Anne Baxter, Loretta Young, Margaret Sullavan and Vivien Leigh all auditioned for the second Mrs de Winter. Sullavan, a favourite, was considered too strong. The film director George Cukor suggested the little-known Joan Fontaine. Selznick wanted Olivia de Havilland from Gone with the Wind, but when she heard her that her loathed sister, Fontaine, was being considered, she refused to be tested.

Fontaine got the part. Hitchcock, known for terrifying his actresses, told her that everyone on the set hated her, in order to magnify the required shyness and unease of the role. The film was a huge success and received 11 Oscar nominations.

Du Maurier, who was created dame in 1969, died in 1989. Next year there will be major celebrations for the centenary of her birth. And she continues to influence new generations of women writers.

Nearly 70 years later Rebecca outsells much contemporary fiction. So what is the secret of its appeal? Of course we love a mystery thriller. The plot of the novel works backwards, almost Pinteresque in structure. But it is the human dynamic that grips us. It is billed as a romance, but du Maurier insisted she wanted to write about the balance of power of marriage, and not about love. She always said she wanted to retell the story of Charlotte Bront's Jane Eyre and faced accusation of plagiarism when Rebecca was first published.

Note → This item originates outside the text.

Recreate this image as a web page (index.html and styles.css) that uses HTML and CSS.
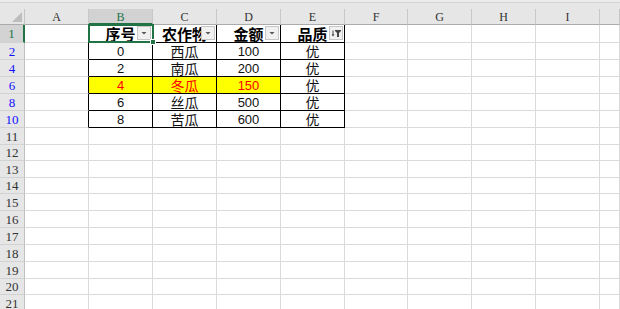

The truly great thing about Rebecca - the reason women and men love it - is that it is a mystery that can never be solved. Was Maxim cruelly treated by Rebecca, or does he manipulate the truth? And how much can we believe our omniscient narrator? Her account is heartbreaking but no one is quite what they seem in this novel.

Most remarkably, Rebecca remains the most powerful character in the novel. "The mad woman in the attic or the dead woman at the bottom of the sea is a very old archetype," says Picardie, "It would be terrible to see Rebecca in the film: she has to be left to everybody's imagination. That's her power, because everyone will have a different Rebecca in their life."